Question

A 40-year-old man in the U.S. has a 0.24% risk of dying during the next year . An insurance company charges $260 per year for a life-insurance policy that pays a $100,000 death benefit. What is the expected value for the person buying the insurance? Round your answer to the nearest dollar.

Answer

**step1** Understanding the problem

The problem asks us to determine the expected financial outcome for a person who buys a life insurance policy. To do this, we need to consider two possible situations: the person dies within the year or the person lives through the year. For each situation, we will calculate the financial gain or loss and multiply it by the likelihood of that situation happening. Finally, we will add these results together to find the expected value.

**step2** Identifying the probability of dying

The problem states that the man has a 0.24% risk of dying during the next year. To use this percentage in our calculations, we convert it to a decimal.
To convert a percentage to a decimal, we divide by 100.
$$0.24\% = 0.24 \div 100 = 0.0024$$
So, the probability of the person dying is 0.0024.

**step3** Identifying the probability of living

The total probability of all possible outcomes must be 1. If the probability of dying is 0.0024, then the probability of living through the year is 1 minus the probability of dying.
$$1 - 0.0024 = 0.9976$$
So, the probability of the person living is 0.9976.

**step4** Calculating the net value for the person if they die

If the person dies, their family or beneficiaries will receive a death benefit of $100,000. However, the person paid $260 for the insurance policy.
To find the net value, we subtract the cost of the policy from the death benefit:
$$100,000 - 260 = 99,740$$
So, if the person dies, the net value for them (or their beneficiaries) is a gain of $99,740.

**step5** Calculating the net value for the person if they live

If the person lives through the year, they do not receive any death benefit. They only paid the $260 for the policy.
Therefore, the net value for the person in this case is a loss of $260, which can be represented as -$260.

**step6** Calculating the contribution to expected value from dying

To find the part of the expected value related to the person dying, we multiply the probability of dying by the net value if they die.
$$0.0024 \times 99,740$$
Let's perform the multiplication:
$$0.0024 \times 99740 = 239.376$$
So, the contribution to the expected value from the dying outcome is $239.376.

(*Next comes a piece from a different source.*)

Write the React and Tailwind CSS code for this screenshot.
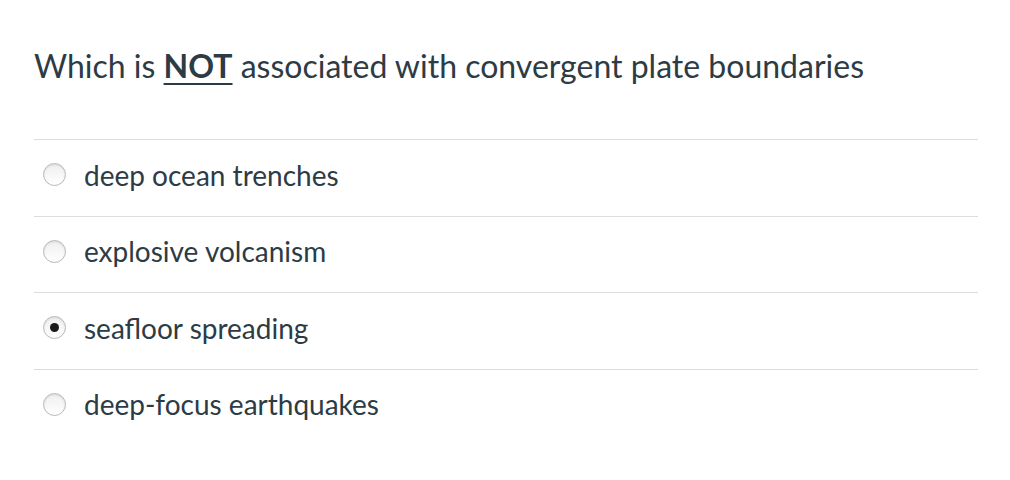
import React from "react";

const options = [
  { label: "deep ocean trenches", checked: false },
  { label: "explosive volcanism", checked: false },
  { label: "seafloor spreading", checked: true },
  { label: "deep-focus earthquakes", checked: false },
];

function Radio({ checked }) {
  return (
    <span className="flex h-[23px] w-[23px] items-center justify-center rounded-full border border-[#b9b9b9] bg-gradient-to-b from-[#efefef] to-white shadow-[inset_0_1px_2px_rgba(0,0,0,0.1)]">
      {checked && <span className="h-[9px] w-[9px] rounded-full bg-[#1a1a1a]" />}
    </span>
  );
}

export default function App() {
  return (
    <div
      className="h-[480px] w-[1010px] bg-white text-[#2d3b45]"
      style={{ fontFamily: "Lato, 'Open Sans', sans-serif" }}
    >
      <div className="pl-[34px] pt-[44px]">
        <h1 className="text-[32px] leading-[44px] font-normal">
          Which is <span className="font-bold underline underline-offset-[5px] decoration-[2px]">NOT</span> associated with convergent plate boundaries
        </h1>
        <div className="mt-[51px] w-[944px]">
          {options.map((o) => (
            <div
              key={o.label}
              className="flex h-[76.5px] items-center gap-[18px] border-t border-[#dddddd] pb-[6px] pl-[9px]"
            >
              <Radio checked={o.checked} />
              <span className="text-[28px] leading-none">{o.label}</span>
            </div>
          ))}
        </div>
      </div>
    </div>
  );
}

**step7** Calculating the contribution to expected value from living

To find the part of the expected value related to the person living, we multiply the probability of living by the net value if they live.
$$0.9976 \times -260$$
Let's perform the multiplication:
$$0.9976 \times -260 = -259.376$$
So, the contribution to the expected value from the living outcome is -$259.376.

**step8** Calculating the total expected value

To find the total expected value for the person buying the insurance, we add the contributions from both outcomes.
Expected Value = (Contribution from dying) + (Contribution from living)
Expected Value = $$239.376 + (-259.376)$$
Expected Value = $$239.376 - 259.376 = -20$$
The expected value for the person buying the insurance is -$20.

**step9** Rounding the answer

The problem asks us to round the answer to the nearest dollar.
The calculated expected value is -$20.
When -$20 is rounded to the nearest dollar, it remains -$20.